::: Supplied material :::

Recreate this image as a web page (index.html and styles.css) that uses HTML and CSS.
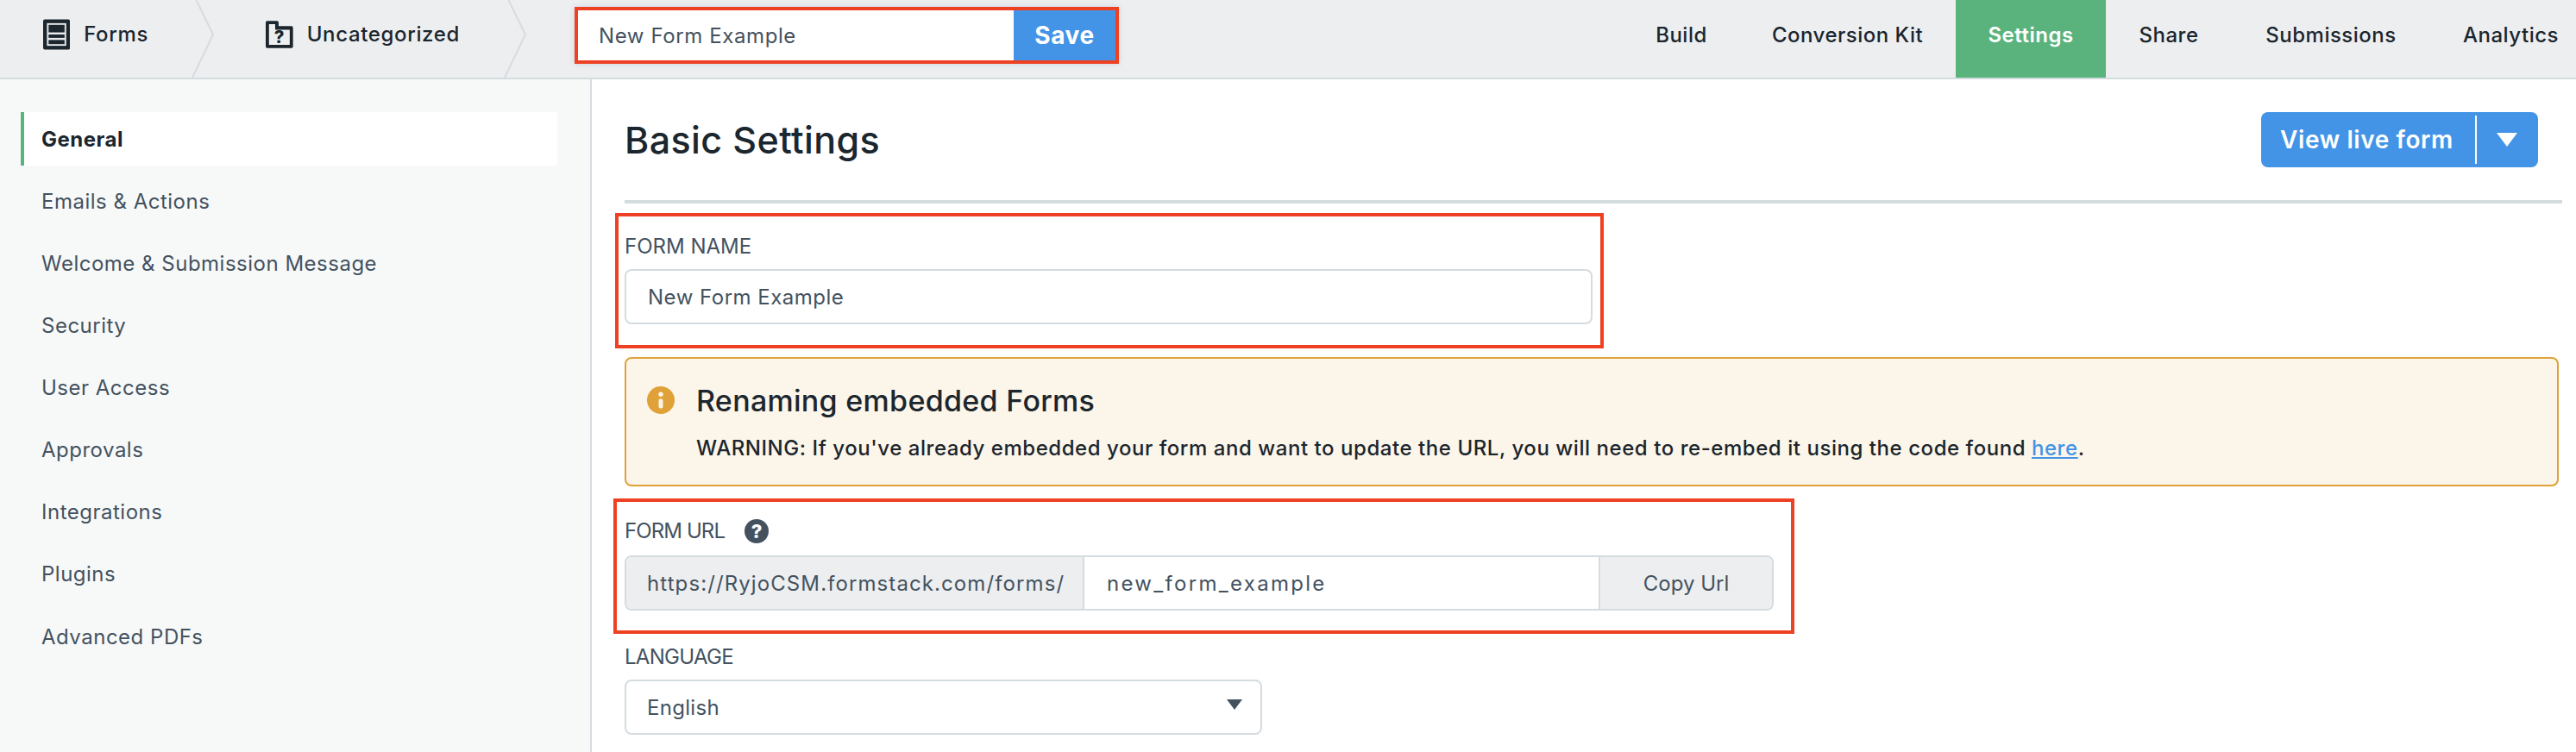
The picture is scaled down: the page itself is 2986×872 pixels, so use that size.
FILE: index.html
```html
<!DOCTYPE html>
<html lang="en">
<head>
<meta charset="utf-8">
<title>Basic Settings</title>
<link rel="stylesheet" href="styles.css">
</head>
<body>
<header class="topbar">
  <div class="crumb crumb-forms">
    <svg viewBox="0 0 32 36" width="32" height="36"><rect width="32" height="36" rx="2" fill="#1b262e"/><rect x="4.5" y="4.5" width="23" height="27" fill="#e8eaec"/><rect x="6.5" y="6.5" width="19" height="9" fill="#1b262e"/><rect x="6.5" y="18" width="19" height="4" fill="#1b262e"/><rect x="6.5" y="24.5" width="19" height="5" fill="#1b262e"/></svg>
    <span class="crumb-text">Forms</span>
  </div>
  <svg class="chev chev-a" viewBox="0 0 26 90" width="26" height="90"><path d="M5.5 0 L25 40 L1 90" fill="none" stroke="#d5dcdf" stroke-width="2"/></svg>
  <div class="crumb crumb-unc">
    <svg viewBox="0 0 36 36" width="36" height="36"><path d="M2 0H15a2 2 0 0 1 2 2V7H34a2 2 0 0 1 2 2V34a2 2 0 0 1-2 2H2a2 2 0 0 1-2-2V2a2 2 0 0 1 2-2Z" fill="#1b262e"/><path d="M4.3 4.3H12.5V11.6H31.7V31.7H4.3Z" fill="#edeef0"/><text x="18" y="29" text-anchor="middle" class="folder-q">?</text></svg>
    <span class="crumb-text">Uncategorized</span>
  </div>
  <svg class="chev chev-b" viewBox="0 0 26 90" width="26" height="90"><path d="M5.5 0 L25 40 L1 90" fill="none" stroke="#d5dcdf" stroke-width="2"/></svg>
  <div class="namebox">
    <span class="name-field">New Form Example</span>
    <button class="save">Save</button>
  </div>
  <nav class="tabs">
    <a class="tab">Build</a>
    <a class="tab">Conversion Kit</a>
    <a class="tab tab-active">Settings</a>
    <a class="tab">Share</a>
    <a class="tab">Submissions</a>
    <a class="tab">Analytics</a>
  </nav>
</header>
<div class="page">
  <aside class="side">
    <a class="side-item side-active">General</a>
    <a class="side-item">Emails &amp; Actions</a>
    <a class="side-item">Welcome &amp; Submission Message</a>
    <a class="side-item">Security</a>
    <a class="side-item">User Access</a>
    <a class="side-item">Approvals</a>
    <a class="side-item">Integrations</a>
    <a class="side-item">Plugins</a>
    <a class="side-item">Advanced PDFs</a>
  </aside>
  <main class="main">
    <div class="head">
      <h1 class="title">Basic Settings</h1>
      <div class="live">
        <span class="live-text">View live form</span>
        <span class="live-div"></span>
        <span class="tri tri-white"></span>
      </div>
    </div>
    <hr class="rule">
    <section class="annot annot-name">
      <label class="label">FORM NAME</label>
      <div class="input">New Form Example</div>
    </section>
    <section class="alert">
      <div class="alert-head">
        <svg viewBox="0 0 32 32" width="32" height="32"><circle cx="16" cy="16" r="16" fill="#dfa138"/><circle cx="16" cy="9.3" r="2.7" fill="#fcf5e9"/><rect x="13.5" y="14.5" width="5" height="11" rx="2" fill="#fcf5e9"/></svg>
        <h2 class="alert-title">Renaming embedded Forms</h2>
      </div>
      <p class="alert-body">WARNING: If you've already embedded your form and want to update the URL, you will need to re-embed it using the code found <a class="link">here</a>.</p>
    </section>
    <section class="annot annot-url">
      <div class="label-row">
        <label class="label label-url">FORM URL</label>
        <svg viewBox="0 0 28 28" width="28" height="28"><circle cx="14" cy="14" r="14" fill="#44525f"/><text x="14" y="22" text-anchor="middle" class="help-q">?</text></svg>
      </div>
      <div class="group">
        <span class="prefix">https://RyjoCSM.formstack.com/forms/</span>
        <span class="slug">new_form_example</span>
        <span class="copy">Copy Url</span>
      </div>
    </section>
    <label class="label label-lang">LANGUAGE</label>
    <div class="select">
      <span class="select-text">English</span>
      <span class="tri tri-dark"></span>
    </div>
  </main>
</div>
</body>
</html>
```
FILE: styles.css
```css
* { box-sizing: border-box; }
html, body { margin: 0; padding: 0; }
body {
  width: 2986px;
  height: 872px;
  overflow: hidden;
  background: #fff;
  font-family: Inter, "Noto Sans", sans-serif;
  font-size: 24px;
  color: #44525f;
}
.topbar {
  display: flex;
  align-items: flex-start;
  height: 92px;
  background: #edeef0;
  border-bottom: 2px solid #d5dcdf;
  overflow: hidden;
}
.crumb {
  flex: none;
  display: flex;
  align-items: center;
  height: 80px;
  color: #1b262e;
  font-weight: 500;
  letter-spacing: .65px;
}
.crumb-forms { width: 122px; margin-left: 50px; gap: 16px; }
.crumb-unc { width: 225px; margin-left: 60px; gap: 16px; }
.crumb-text { line-height: 1; white-space: nowrap; }
.folder-q { font: 800 23px Inter, sans-serif; fill: #1b262e; }
.chev { flex: none; }
.chev-a { margin-left: 50px; }
.chev-b { margin-left: 51px; }
.namebox {
  flex: none;
  display: flex;
  width: 631px;
  height: 66px;
  margin: 8px 0 0 56px;
  border: 4px solid #ee4023;
  box-shadow: 0 0 6px rgba(120, 150, 170, .3);
}
.name-field {
  flex: 1;
  display: flex;
  align-items: center;
  padding-left: 24px;
  background: #fff;
  white-space: nowrap;
  letter-spacing: .6px;
}
.save {
  width: 118px;
  border: 0;
  padding: 0;
  background: #4394e6;
  color: #fff;
  font: 700 28px Inter, sans-serif;
  letter-spacing: .6px;
}
.tabs {
  display: grid;
  grid-template-columns: 134px 251px 174px 146px 230px 187px;
  margin-left: auto;
  margin-right: -18px;
  height: 90px;
}
.tab {
  display: flex;
  align-items: center;
  justify-content: center;
  padding-bottom: 10px;
  color: #1b262e;
  font-weight: 500;
  letter-spacing: .5px;
  white-space: nowrap;
}
.tab-active { background: #5ab37c; color: #fff; font-weight: 600; }

.page { display: flex; height: 780px; }
.side {
  flex: none;
  width: 686px;
  padding: 38px 38px 0 24px;
  background: #f7f9f9;
  border-right: 2px solid #d5dcdf;
}
.side-item {
  display: flex;
  align-items: center;
  height: 62px;
  margin-bottom: 10.125px;
  padding-left: 24px;
  white-space: nowrap;
  letter-spacing: .5px;
}
.side-active {
  padding-left: 20px;
  background: #fff;
  border-left: 4px solid #5ab37c;
  color: #1b262e;
  font-weight: 700;
}

.main { flex: 1; min-width: 0; padding: 0 16px 0 38px; }
.head { display: flex; align-items: center; justify-content: space-between; height: 140px; padding-right: 28px; }
.title { margin: 0; font-size: 43px; font-weight: 500; letter-spacing: .4px; color: #1b262e; }
.live {
  display: flex;
  align-items: center;
  width: 321px;
  height: 64px;
  padding-left: 22px;
  background: #4394e6;
  border-radius: 8px;
  color: #fff;
  font-size: 28px;
  font-weight: 600;
  letter-spacing: .6px;
}
.live-text { width: 226px; white-space: nowrap; }
.live-div { width: 2px; height: 56px; background: #fff; }
.tri { width: 0; height: 0; display: block; }
.tri-white {
  margin-left: 23px;
  border-left: 12.5px solid transparent;
  border-right: 12.5px solid transparent;
  border-top: 16px solid #fff;
}
.rule { height: 4px; margin: 0 0 11px; border: 0; background: #d5dcdf; }
.annot { border: 4px solid #ee4023; }
.annot-name { width: 1146px; height: 157px; margin-left: -11px; padding: 23px 9px 0 7px; }
.label { display: block; font-size: 24px; line-height: 24px; color: #44525f; }
.input {
  display: flex;
  align-items: center;
  height: 64px;
  margin-top: 14px;
  padding-left: 25px;
  border: 2px solid #d5dcdf;
  border-radius: 8px;
  letter-spacing: .5px;
}
.alert {
  height: 150px;
  margin: 10px 4px 0 0;
  padding: 32px 24px 0;
  background: #fcf5e9;
  border: 2px solid #dfa138;
  border-radius: 8px;
}
.alert-head { display: flex; align-items: center; gap: 25px; height: 32px; }
.alert-title { margin: 0; font-size: 34px; font-weight: 500; letter-spacing: .3px; color: #1b262e; white-space: nowrap; }
.alert-body { margin: 25px 0 0 57px; line-height: 30px; color: #1b262e; font-weight: 500; letter-spacing: .55px; white-space: nowrap; }
.link { color: #4394e6; text-decoration: underline; }
.annot-url { width: 1369px; height: 157px; margin: 14px 0 0 -13px; padding: 20px 0 0 9px; }
.label-row { display: flex; align-items: center; gap: 23px; height: 28px; }
.label-url { letter-spacing: -.9px; }
.help-q { font: 800 22px Inter, sans-serif; fill: #fff; }
.group {
  display: flex;
  width: 1332px;
  height: 64px;
  margin-top: 14px;
  border: 2px solid #d5dcdf;
  border-radius: 8px;
  overflow: hidden;
}
.prefix { display: flex; align-items: center; width: 531px; padding-left: 24px; background: #edeef0; white-space: nowrap; border-right: 2px solid #d5dcdf; letter-spacing: 1.1px; }
.slug { display: flex; align-items: center; width: 598px; padding-left: 26px; border-right: 2px solid #d5dcdf; white-space: nowrap; letter-spacing: 2.3px; }
.copy { flex: 1; display: flex; align-items: center; justify-content: center; background: #edeef0; white-space: nowrap; }
.label-lang { margin-top: 15px; letter-spacing: -.7px; }
.select {
  display: flex;
  align-items: center;
  justify-content: space-between;
  width: 739px;
  height: 64px;
  margin-top: 14px;
  padding: 0 21px 0 24px;
  border: 2px solid #d5dcdf;
  border-radius: 8px;
  letter-spacing: .3px;
}
.tri-dark {
  margin-bottom: 6px;
  border-left: 9px solid transparent;
  border-right: 9px solid transparent;
  border-top: 12px solid #44525f;
}
```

:::

Exercise goal
Pick each line holding the word "page" out of the listing.

Response below
Recreate this image as a web page (index.html and styles.css) that uses HTML and CSS.
The picture is scaled down: the page itself is 2986×872 pixels, so use that size.
<div class="page">
.page { display: flex; height: 780px; }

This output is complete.